Ihr Ziel sei es nie gewesen, wegen der Öffentlichkeitswirksamkeit kontrovers zu sein, erklärte Jones in ihrer Autobiografie : „Wenn ich etwas nicht mochte oder ich mich nicht wohlfühlte, dann machte ich es nicht.“

Die Stärke und Selbstbestimmtheit der Musikerin und Performance-Künstlerin ist auch eine Reaktion auf eine Kindheit voller Gewalt und Verbote. Ihre jungen Jahre in einer streng religiösen Familie beschreibt sie als „Gefangenen-Lager“. Ihre Eltern und Großeltern gehörten einer freikirchlichen Pfingstbewegung auf Jamaika an, die sich durch eine wortgetreue Auslegung der Bibel und besondere Strenge auszeichnete. Geboren wurde Grace Beverly Jones am 19. Mai 1948 in Spanish Town bei Kingston. Die Mutter stammte aus einer tief religiösen Familie, der Vater sollte ebenfalls Prediger und später Bischof werden.

Als die Eltern in den 50er Jahren in die USA gingen, um dort ein Leben für die Familie aufzubauen, blieben Grace und vier ihrer Geschwister auf Jamaika bei der Großmutter mit deren zweitem Ehemann. Grace und ihren Geschwistern war es nicht erlaubt, nach der Schule zu spielen oder Freunde zu sehen. Der Stiefgroßvater hatte für jedes Kind eine eigene Rute parat, mit der er regelmäßig angebliche Ungehorsamkeit bestrafte: „Es gab nur die Bibel und Schläge“, schrieb Jones in ihrer Autobiografie.

Als die Eltern ihre Kinder in den 60er Jahren nach Syracuse in den USA nachholten, nabelte sich Grace Jones bald ab: Sie begann, Theater zu spielen, und hielt sich mit Jobs als Model und Go-Go-Tänzerin über Wasser. In Paris gehörte sie neben Jerry Hall und Jessica Lange zu den ersten Models der neuen Agentur „Euro-Planing“, aus der später „Prestige“ wurde. Bald schon war sie auf den Titelseiten von „Vogue“ und „Elle“ zu sehen. In Clubs in Paris und New York sang sie bei ihren Auftritten auch Songs.

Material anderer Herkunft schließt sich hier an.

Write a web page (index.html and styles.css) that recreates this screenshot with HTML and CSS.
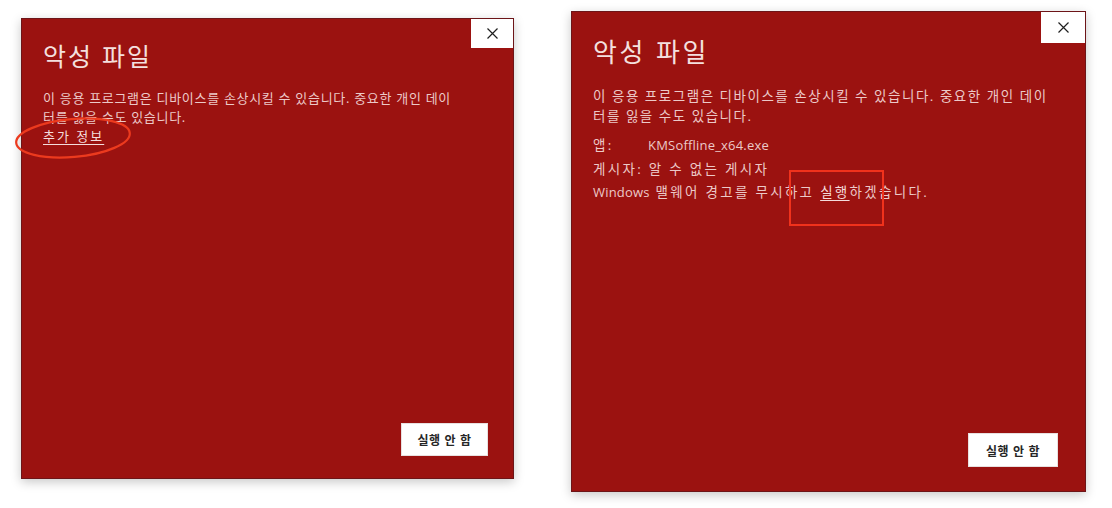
FILE: index.html
```html
<!DOCTYPE html>
<html lang="ko">
<head>
<meta charset="utf-8">
<title>악성 파일</title>
<link rel="stylesheet" href="styles.css">
</head>
<body>
  <section class="dialog dialog-left">
    <button class="close" aria-label="닫기">
      <svg width="11" height="11" viewBox="0 0 11 11"><path d="M0.5 0.5 L10.5 10.5 M10.5 0.5 L0.5 10.5" stroke="#1f1f1f" stroke-width="1.2" fill="none"/></svg>
    </button>
    <h1 class="title">악성 파일</h1>
    <p class="body">이 응용 프로그램은 디바이스를 손상시킬 수 있습니다. 중요한 개인 데이<br>터를 잃을 수도 있습니다.</p>
    <a class="more">추가 정보</a>
    <div class="actions"><button class="btn">실행 안 함</button></div>
    <svg class="mark-ellipse" width="122" height="46" viewBox="0 0 122 46"><ellipse cx="61" cy="23" rx="57" ry="19" fill="none" stroke="#ec3a1e" stroke-width="2.2" transform="rotate(-5 61 23)"/></svg>
  </section>

  <section class="dialog dialog-right">
    <button class="close" aria-label="닫기">
      <svg width="11" height="11" viewBox="0 0 11 11"><path d="M0.5 0.5 L10.5 10.5 M10.5 0.5 L0.5 10.5" stroke="#1f1f1f" stroke-width="1.2" fill="none"/></svg>
    </button>
    <h1 class="title">악성 파일</h1>
    <p class="body">이 응용 프로그램은 디바이스를 손상시킬 수 있습니다. 중요한 개인 데이<br>터를 잃을 수도 있습니다.</p>
    <div class="details">
      <div class="row"><span class="label">앱:</span><span class="latin">KMSoffline_x64.exe</span></div>
      <div class="row"><span>게시자: 알 수 없는 게시자</span></div>
      <div class="row"><span><span class="latin">Windows</span> 맬웨어 경고를 무시하고 <a class="run">실행</a>하겠습니다.</span></div>
    </div>
    <div class="actions"><button class="btn">실행 안 함</button></div>
    <div class="mark-rect"></div>
  </section>
</body>
</html>
```

FILE: styles.css
```css
html, body {
  margin: 0;
  padding: 0;
  background: #ffffff;
}
body {
  width: 1112px;
  height: 508px;
  display: flex;
  align-items: flex-start;
  font-family: "Open Sans", "Noto Sans CJK KR", sans-serif;
  overflow: hidden;
}
.dialog {
  position: relative;
  box-sizing: border-box;
  display: flex;
  flex-direction: column;
  background: #9b1210;
  border: 1px solid #6d1518;
  box-shadow: 0 3px 10px rgba(0, 0, 0, 0.22);
  color: #ecc9c8;
}
.dialog-left {
  width: 493px;
  height: 461px;
  margin: 18px 0 0 21px;
  padding: 21px 0 0 21px;
}
.dialog-right {
  width: 515px;
  height: 481px;
  margin: 11px 0 0 57px;
  padding: 23px 0 0 21px;
}
.close {
  position: absolute;
  top: 0;
  right: 0;
  width: 42px;
  height: 29px;
  border: none;
  padding: 0;
  margin: 0;
  background: #ffffff;
  display: flex;
  align-items: center;
  justify-content: center;
}
.dialog-right .close {
  width: 44px;
  height: 31px;
}
.title {
  margin: 0;
  font-family: "Noto Sans CJK KR", sans-serif;
  font-weight: 400;
  font-size: 25px;
  line-height: 30px;
  letter-spacing: 2px;
  color: #f4e0df;
}
.dialog-right .title {
  font-size: 26px;
  line-height: 32px;
  letter-spacing: 2.6px;
}
.body {
  margin: 19px 0 0 0;
  font-size: 13px;
  line-height: 19px;
  letter-spacing: 0.7px;
  white-space: nowrap;
}
.dialog-right .body {
  margin-top: 20px;
  font-size: 13.5px;
  line-height: 19.5px;
  letter-spacing: 1.52px;
}
.more {
  align-self: flex-start;
  font-size: 13px;
  line-height: 19px;
  letter-spacing: 2px;
  color: #f4dcdc;
  text-decoration: underline;
  text-underline-offset: 3px;
}
.details {
  margin-top: 8px;
  font-size: 13.5px;
  line-height: 23.5px;
  letter-spacing: 2.3px;
  white-space: nowrap;
}
.latin {
  letter-spacing: 0.2px;
  font-size: 13px;
}
.row {
  display: flex;
}
.label {
  width: 55px;
}
.run {
  color: #f4dcdc;
  text-decoration: underline;
  text-underline-offset: 3px;
}
.actions {
  margin-top: auto;
  display: flex;
  justify-content: flex-end;
  padding: 0 25px 22px 0;
}
.dialog-right .actions {
  padding: 0 27px 24px 0;
}
.btn {
  width: 87px;
  height: 33px;
  border: 1px solid #e8e0e0;
  background: #ffffff;
  font-family: "Noto Sans CJK KR", sans-serif;
  font-weight: 700;
  font-size: 12px;
  letter-spacing: 0.5px;
  color: #262626;
  padding: 0;
}
.dialog-right .btn {
  width: 90px;
  height: 34px;
}
.mark-ellipse {
  position: absolute;
  left: -10px;
  top: 96px;
}
.mark-rect {
  position: absolute;
  left: 217px;
  top: 158px;
  width: 91px;
  height: 52px;
  border: 2px solid #f0321c;
}
```
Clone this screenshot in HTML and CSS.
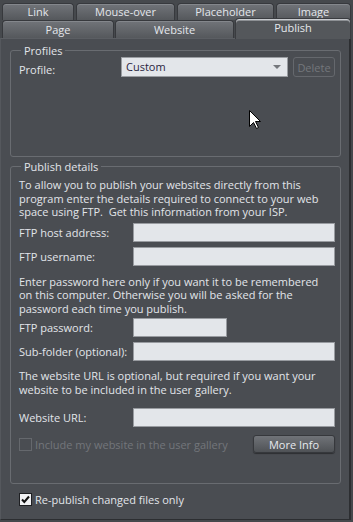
FILE: index.html
```html
<!DOCTYPE html>
<html lang="en">
<head>
  <meta charset="UTF-8" />
  <title>Website properties - Publish</title>
  <link rel="stylesheet" href="styles.css">
</head>
<body>
  <div class="window">
    <div class="tabs">
      <div class="tab-row row-back">
        <div class="tab tab-link">Link</div>
        <div class="tab tab-mouse">Mouse-over</div>
        <div class="tab tab-holder">Placeholder</div>
        <div class="tab tab-image">Image</div>
      </div>
      <div class="tab-row row-front">
        <div class="tab tab-page">Page</div>
        <div class="tab tab-website">Website</div>
        <div class="tab tab-publish active">Publish</div>
      </div>
    </div>

    <div class="panel">
      <fieldset class="group profiles">
        <legend>Profiles</legend>
        <div class="profile-row">
          <label class="profile-label">Profile:</label>
          <div class="select">Custom<span class="select-arrow"></span></div>
          <button class="btn-flat" disabled>Delete</button>
        </div>
        <svg class="cursor" width="13" height="20" viewBox="0 0 13 20">
          <path d="M0.5 0.5 L0.5 16.5 L4.5 12.5 L7.5 18.5 L9.5 17.5 L6.5 11.5 L11.5 11.5 Z" fill="#fff" stroke="#000" stroke-width="1"/>
        </svg>
      </fieldset>

      <fieldset class="group details">
        <legend>Publish details</legend>
        <p class="note">To allow you to publish your websites directly from this program enter the details required to connect to your web space using FTP.&nbsp; Get this information from your ISP.</p>

        <div class="field first">
          <label>FTP host address:</label>
          <div class="input"></div>
        </div>
        <div class="field">
          <label>FTP username:</label>
          <div class="input"></div>
        </div>

        <p class="note note-pass">Enter password here only if you want it to be remembered on this computer. Otherwise you will be asked for the password each time you publish.</p>

        <div class="field first-tight">
          <label>FTP password:</label>
          <div class="input short"></div>
        </div>
        <div class="field">
          <label>Sub-folder (optional):</label>
          <div class="input"></div>
        </div>

        <p class="note note-url">The website URL is optional, but required if you want your website to be included in the user gallery.</p>

        <div class="field url">
          <label>Website URL:</label>
          <div class="input"></div>
        </div>

        <div class="gallery-row">
          <label class="check disabled"><span class="box"></span>Include my website in the user gallery</label>
          <button class="btn">More Info</button>
        </div>
      </fieldset>

      <label class="check republish">
        <span class="box checked">
          <svg width="11" height="11" viewBox="0 0 11 11"><path d="M2 5.5 L4.3 8 L9 2.5" fill="none" stroke="#111" stroke-width="2"/></svg>
        </span>Re-publish changed files only
      </label>
    </div>
  </div>
</body>
</html>
```

FILE: styles.css
```css
body {
  margin: 0;
  background-color: #45484c;
  font-family: 'Open Sans', 'Noto Sans', sans-serif;
  font-size: 11px;
  color: #e2e5ea;
}

.window {
  width: 351px;
  height: 520px;
}

/* tabs */
.tabs {
  height: 38px;
  background-color: #46494d;
}

.tab-row {
  display: flex;
  padding-left: 2px;
}

.row-back {
  height: 20px;
  align-items: flex-end;
  gap: 2px;
}

.row-front {
  height: 18px;
  align-items: flex-end;
  gap: 1px;
}

.tab {
  box-sizing: border-box;
  height: 17px;
  line-height: 16px;
  text-align: center;
  border: 1px solid #37393d;
  border-bottom: none;
  border-radius: 4px 4px 0 0;
  background: linear-gradient(#717479, #55585c);
  box-shadow: inset 0 1px 0 #84878c;
  color: #e4e7ec;
}

.row-front .tab {
  height: 18px;
  line-height: 18px;
}

.tab-link { width: 72px; }
.tab-mouse { width: 99px; }
.tab-holder { width: 97px; }
.tab-image { width: 75px; }

.tab-page { width: 112px; }
.tab-website { width: 119px; }
.tab-publish { width: 116px; }

.row-front .tab.active {
  height: 21px;
  line-height: 17px;
  margin-bottom: -1px;
  background: #54575b;
  border-color: #3a3c40;
  box-shadow: inset 0 1px 0 #c8cbcf, inset 0 2px 0 #8d9094;
  position: relative;
  z-index: 1;
}

/* panel */
.panel {
  box-sizing: border-box;
  height: 482px;
  background-color: #4a4d52;
  border-top: 1px solid #5b5e63;
  border-left: 1px solid #55585d;
  border-right: 2px solid #2c2e31;
  border-bottom: 1px solid #2c2e31;
  padding-top: 5px;
}

.group {
  margin: 0 0 0 9px;
  width: 331px;
  box-sizing: border-box;
  border: 1px solid #696c71;
  border-radius: 3px;
  padding: 0 5px 0 8px;
}

.group legend {
  padding: 0 3px;
  margin-left: 2px;
  line-height: 13px;
}

.profiles {
  height: 113px;
  position: relative;
}

.profile-row {
  display: flex;
  align-items: flex-start;
  height: 20px;
}

.profile-label {
  width: 102px;
  padding-top: 5px;
}

.select {
  box-sizing: border-box;
  width: 167px;
  height: 20px;
  line-height: 18px;
  padding-left: 4px;
  background-color: #e3e6ea;
  border: 1px solid #9a9da2;
  color: #2a2540;
  position: relative;
}

.select-arrow {
  position: absolute;
  right: 6px;
  top: 7px;
  border-left: 4px solid transparent;
  border-right: 4px solid transparent;
  border-top: 4px solid #74777c;
}

.btn-flat {
  box-sizing: border-box;
  margin-left: 5px;
  width: 42px;
  height: 20px;
  padding: 0;
  background: transparent;
  border: 1px solid #65686d;
  border-radius: 3px;
  font-family: inherit;
  font-size: 11px;
  color: #74777c;
}

.cursor {
  position: absolute;
  left: 238px;
  top: 53px;
}

.details {
  margin-top: 3px;
  height: 324px;
}

.note {
  margin: 0;
  width: 305px;
  line-height: 13.5px;
  padding-top: 5px;
}

.field {
  display: flex;
  align-items: center;
  margin-top: 5px;
}

.field.first { margin-top: 4px; }
.field.first-tight { margin-top: 3px; }
.field.url { margin-top: 12px; }

.field label {
  width: 114px;
  flex: none;
  white-space: nowrap;
}

.input {
  box-sizing: border-box;
  width: 202px;
  height: 19px;
  background-color: #e3e6ea;
  border: 1px solid #989ba0;
}

.input.short {
  width: 94px;
}

.note-pass { padding-top: 9px; }
.note-url { padding-top: 8px; }

.gallery-row {
  display: flex;
  align-items: center;
  justify-content: space-between;
  margin-top: 8px;
}

.check {
  display: flex;
  align-items: center;
}

.box {
  box-sizing: border-box;
  width: 13px;
  height: 13px;
  margin-right: 3px;
  border: 1px solid #65686d;
  display: flex;
  align-items: center;
  justify-content: center;
}

.check.disabled {
  color: #73767b;
}

.box.checked {
  background-color: #f1f2f4;
  border-color: #1e1f22;
}

.btn {
  box-sizing: border-box;
  width: 82px;
  height: 18px;
  padding: 0;
  background: linear-gradient(#707378, #4f5256);
  border: 1px solid #36383c;
  border-radius: 3px;
  box-shadow: 0 1px 1px rgba(0, 0, 0, 0.4);
  font-family: inherit;
  font-size: 11px;
  color: #e6e9ee;
}

.republish {
  margin: 8px 0 0 18px;
}
```
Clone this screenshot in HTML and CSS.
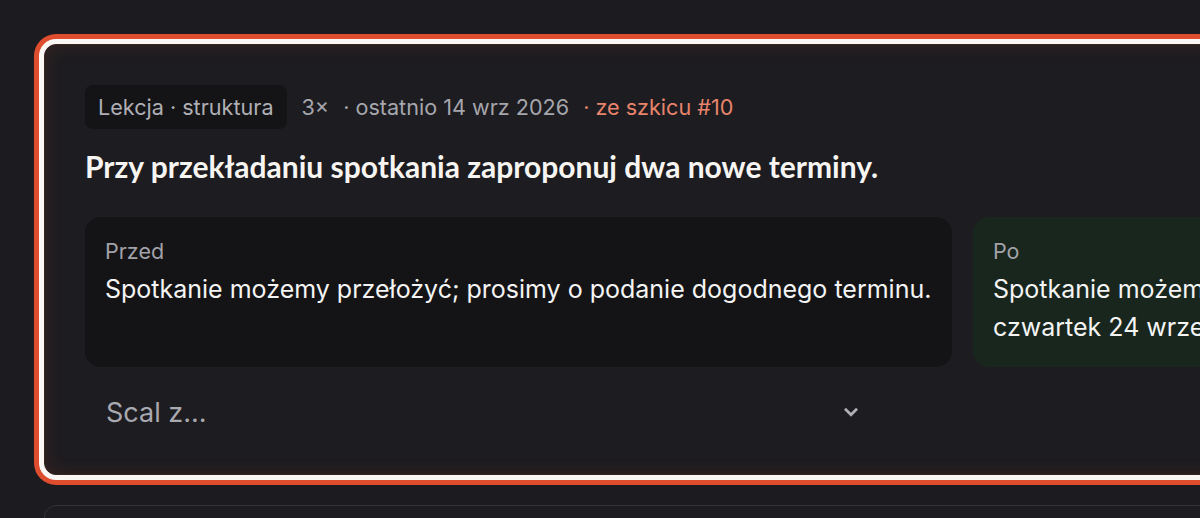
FILE: index.html
```html
<!DOCTYPE html>
<html lang="pl">
<head>
<meta charset="utf-8">
<title>Lekcja</title>
<link rel="stylesheet" href="styles.css">
</head>
<body>
<main class="list">
  <article class="card is-focused">
    <div class="meta">
      <span class="chip">Lekcja · struktura</span>
      <span class="count">3×</span>
      <span class="date">· ostatnio 14 wrz 2026</span>
      <span class="source">· ze szkicu #10</span>
    </div>
    <h2 class="title">Przy przekładaniu spotkania zaproponuj dwa nowe terminy.</h2>
    <div class="compare">
      <div class="pane pane-before">
        <div class="pane-label">Przed</div>
        <div class="pane-text">Spotkanie możemy przełożyć; prosimy o podanie dogodnego terminu.</div>
      </div>
      <div class="pane pane-after">
        <div class="pane-label">Po</div>
        <div class="pane-text">Spotkanie możemy przełożyć na wtorek 22 września o 10:00 lub czwartek 24 września o 14:00.</div>
      </div>
    </div>
    <div class="merge">
      <span class="merge-text">Scal z...</span>
      <svg class="chev" width="18" height="18" viewBox="0 0 16 16" aria-hidden="true"><path d="M3.5 6l4.5 4.5L12.5 6" fill="none" stroke="currentColor" stroke-width="2.4" stroke-linecap="square"/></svg>
    </div>
  </article>
  <article class="card"></article>
</main>
</body>
</html>
```

FILE: styles.css
```css
html, body {
  margin: 0;
  padding: 0;
  background: #1c1b1f;
  overflow: hidden;
  height: 518px;
}
body {
  font-family: Inter, "Noto Sans", sans-serif;
  color: #f2f2f2;
}
.list {
  padding: 44px 0 0 44px;
  display: flex;
  flex-direction: column;
  gap: 30px;
}
.card {
  width: 1835px;
  box-sizing: border-box;
  padding: 40px 40px 37px 40px;
  background: #1d1c20;
  border-radius: 12px;
  border: 1px solid #333238;
  min-height: 120px;
}
.card.is-focused {
  border-color: #3a2420;
  box-shadow: 0 0 0 5px #fbf7f5, 0 0 0 10px #de4d2e, inset 0 0 18px rgba(222, 77, 46, 0.14);
}
.meta {
  display: flex;
  align-items: center;
  font-size: 21.6px;
  color: #a6a6ad;
  height: 44px;
}
.chip {
  background: #141316;
  border-radius: 8px;
  padding: 0 13px;
  height: 44px;
  display: flex;
  align-items: center;
  margin-right: 15px;
  color: #afafb5;
}
.count { margin-right: 14px; }
.date { margin-right: 14px; }
.source { color: #e8846b; }
.title {
  font-family: Lato, "Noto Sans", sans-serif;
  font-weight: 700;
  font-size: 30px;
  line-height: 36px;
  margin: 19px 0 33px;
  color: #f7f5f2;
}
.compare {
  display: grid;
  grid-template-columns: 867px 867px;
  gap: 21px;
}
.pane {
  border-radius: 16px;
  padding: 15px 20px 19px;
  min-height: 150px;
  box-sizing: border-box;
}
.pane-before { background: #141416; }
.pane-after { background: #18261e; }
.pane-label {
  font-size: 21.5px;
  line-height: 38px;
  color: #a2a2a8;
}
.pane-text {
  font-size: 25px;
  line-height: 38px;
  color: #f4f4f4;
}
.merge {
  margin-top: 20px;
  width: 800px;
  height: 50px;
  box-sizing: border-box;
  padding: 0 25px 0 21px;
  display: flex;
  align-items: center;
  justify-content: space-between;
  color: #a9a9b0;
}
.merge-text { font-size: 27px; }
.chev { color: #b0b0b6; }
```
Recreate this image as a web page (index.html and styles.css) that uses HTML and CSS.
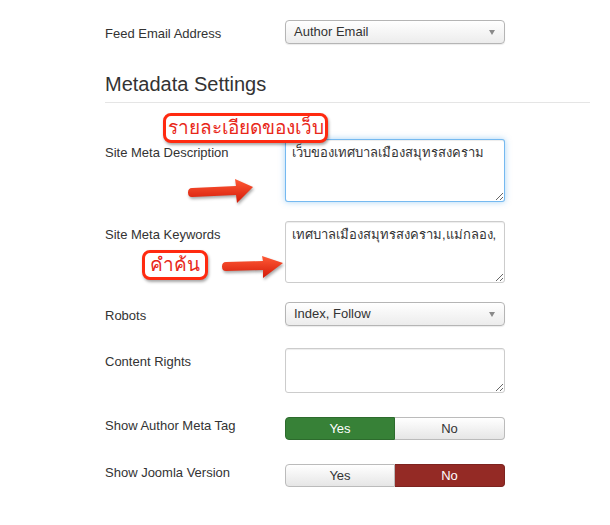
FILE: index.html
```html
<!DOCTYPE html>
<html lang="th">
<head>
  <meta charset="UTF-8" />
  <meta name="viewport" content="width=device-width, initial-scale=1.0"/>
  <title>Metadata Settings</title>
  <link rel="stylesheet" href="styles.css">
</head>
<body>
  <div class="page">
    <div class="row row-select">
      <label class="lbl">Feed Email Address</label>
      <div class="select">Author Email</div>
    </div>

    <h2 class="section">Metadata Settings</h2>

    <div class="row">
      <label class="lbl" for="desc">Site Meta Description</label>
      <textarea id="desc" class="area area-desc focused">เว็บของเทศบาลเมืองสมุทรสงคราม</textarea>
    </div>

    <div class="row">
      <label class="lbl" for="keys">Site Meta Keywords</label>
      <textarea id="keys" class="area area-keys">เทศบาลเมืองสมุทรสงคราม,แม่กลอง,</textarea>
    </div>

    <div class="row row-select">
      <label class="lbl">Robots</label>
      <div class="select">Index, Follow</div>
    </div>

    <div class="row">
      <label class="lbl" for="rights">Content Rights</label>
      <textarea id="rights" class="area area-rights"></textarea>
    </div>

    <div class="row">
      <label class="lbl">Show Author Meta Tag</label>
      <div class="toggle">
        <span class="btn yes-on">Yes</span>
        <span class="btn">No</span>
      </div>
    </div>

    <div class="row">
      <label class="lbl">Show Joomla Version</label>
      <div class="toggle">
        <span class="btn">Yes</span>
        <span class="btn no-on">No</span>
      </div>
    </div>

    <!-- annotations drawn over the form -->
    <div class="callout callout-desc">รายละเอียดของเว็บ</div>
    <div class="callout callout-keys">คำค้น</div>

    <svg class="arrow arrow-desc" width="72" height="32" viewBox="0 0 72 32">
      <defs>
        <linearGradient id="red1" x1="0" y1="0" x2="0" y2="1">
          <stop offset="0" stop-color="#ff5a36"/>
          <stop offset="1" stop-color="#d41a08"/>
        </linearGradient>
      </defs>
      <path d="M6,12 L50,10 L49,3 L67,11 L51,27 L50,19 L6,21 Q2,21 2,16.5 Q2,12 6,12 Z" fill="url(#red1)"/>
    </svg>

    <svg class="arrow arrow-keys" width="70" height="30" viewBox="0 0 70 30">
      <defs>
        <linearGradient id="red2" x1="0" y1="0" x2="0" y2="1">
          <stop offset="0" stop-color="#ff5a36"/>
          <stop offset="1" stop-color="#d41a08"/>
        </linearGradient>
      </defs>
      <path d="M7,10 L44,9 L43,4 L64,11 L44,26 L44,18 L7,19 Q3,19 3,14.5 Q3,10 7,10 Z" fill="url(#red2)"/>
    </svg>
  </div>
</body>
</html>
```

FILE: styles.css
```css
body {
  margin: 0;
  background-color: #fff;
  font-family: "Liberation Sans", Arial, "Noto Sans", sans-serif;
  font-size: 13px;
  color: #333;
}
.page {
  position: relative;
  padding: 20px 20px 0 105px;
}
.row {
  display: flex;
  align-items: flex-start;
  margin-bottom: 19px;
}
.row-select {
  min-height: 27px;
}
.lbl {
  width: 180px;
  flex: none;
  padding-top: 5px;
  line-height: 18px;
}
.select {
  position: relative;
  width: 220px;
  height: 24px;
  box-sizing: border-box;
  padding-left: 8px;
  line-height: 22px;
  border: 1px solid #b5b5b5;
  border-radius: 4px;
  background: linear-gradient(#ffffff, #ececec);
  box-shadow: 0 1px 1px rgba(0,0,0,0.08);
}
.select::after {
  content: "";
  position: absolute;
  right: 9px;
  top: 9px;
  border-left: 3.5px solid transparent;
  border-right: 3.5px solid transparent;
  border-top: 5px solid #8a8a8a;
}
.section {
  margin: 25px 0 36px;
  padding-bottom: 6px;
  font-size: 20px;
  font-weight: normal;
  line-height: 24px;
  border-bottom: 1px solid #e5e5e5;
}
.area {
  width: 220px;
  box-sizing: border-box;
  margin: 0;
  padding: 4px 6px;
  font-family: "Liberation Sans", Arial, "Noto Sans", sans-serif;
  font-size: 13px;
  line-height: 18px;
  color: #333;
  border: 1px solid #ccc;
  border-radius: 3px;
  box-shadow: inset 0 1px 1px rgba(0,0,0,0.075);
  outline: none;
}
.area-desc { height: 63px; }
.area-keys { height: 62px; }
.area-rights { height: 45px; }
.focused {
  border-color: rgba(82,168,236,0.8);
  box-shadow: inset 0 1px 1px rgba(0,0,0,0.075), 0 0 6px rgba(82,168,236,0.5);
}
.toggle {
  display: flex;
  margin-top: 5px;
}
.btn {
  width: 110px;
  height: 23px;
  box-sizing: border-box;
  text-align: center;
  line-height: 21px;
  border: 1px solid #bbb;
  background: linear-gradient(#ffffff, #e6e6e6);
  color: #333;
}
.btn:first-child {
  border-radius: 4px 0 0 4px;
}
.btn:last-child {
  border-left: none;
  border-radius: 0 4px 4px 0;
}
.yes-on {
  background: #378137;
  border-color: #2d6b2d;
  color: #fff;
}
.no-on {
  background: #942a25;
  border-color: #7d231f;
  color: #fff;
}
.callout {
  position: absolute;
  box-sizing: border-box;
  height: 30px;
  line-height: 24px;
  text-align: center;
  font-size: 19px;
  color: #e8281a;
  background: #fff;
  border: 3px solid #ff2a10;
  border-radius: 8px;
  box-shadow: 1px 2px 3px rgba(0,0,0,0.35);
}
.callout-desc {
  left: 163px;
  top: 113px;
  width: 165px;
}
.callout-keys {
  left: 142px;
  top: 250px;
  width: 66px;
}
.arrow {
  position: absolute;
  filter: drop-shadow(1px 2px 1.5px rgba(0,0,0,0.35));
}
.arrow-desc {
  left: 186px;
  top: 176px;
}
.arrow-keys {
  left: 219px;
  top: 252px;
}
```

Nach ihren ersten drei Alben mit Disco-Rhythmen wurde sie mit dem Wechsel zu „Island-Records“ unter dem Produzenten Chris Blackwell zum Weltstar. Mit jamaikanischen Spitzenmusikern wie dem Drummer Sly Dunbar und dem Bassisten Robbie Shakespeare nahm sie Anfang der 80er Jahre die Alben „Warm Leatherette“, „Nightclubbing“ und „Living My Life“ auf. Mit „Slave to the Rhythm“ (1985) war sie ganz oben angekommen.

Gefeiertes Comeback

Ihr optisches Konzept und ihre Bühnenshows wurden von dem Illustrator Jean-Paul Goude umgesetzt. Mit Goude, der lange Zeit auch ihr Lebenspartner war, hat Jones einen Sohn, Paulo.

Nach einer fast 20-jährigen Veröffentlichungspause gelang Jones im Jahr 2008 mit dem Album „Hurricane“ ein gefeiertes Comeback. Bis heute ist sie auf den Bühnen dieser Welt unterwegs. Kurz nach ihrem Geburtstag gibt sie am 31. Mai ein Konzert im Hammerstein Ballroom in New York. Auch als über 70-Jährige tritt sie wie gewohnt auf: mit extravaganten Outfits, selbstbewusst und körperbetont.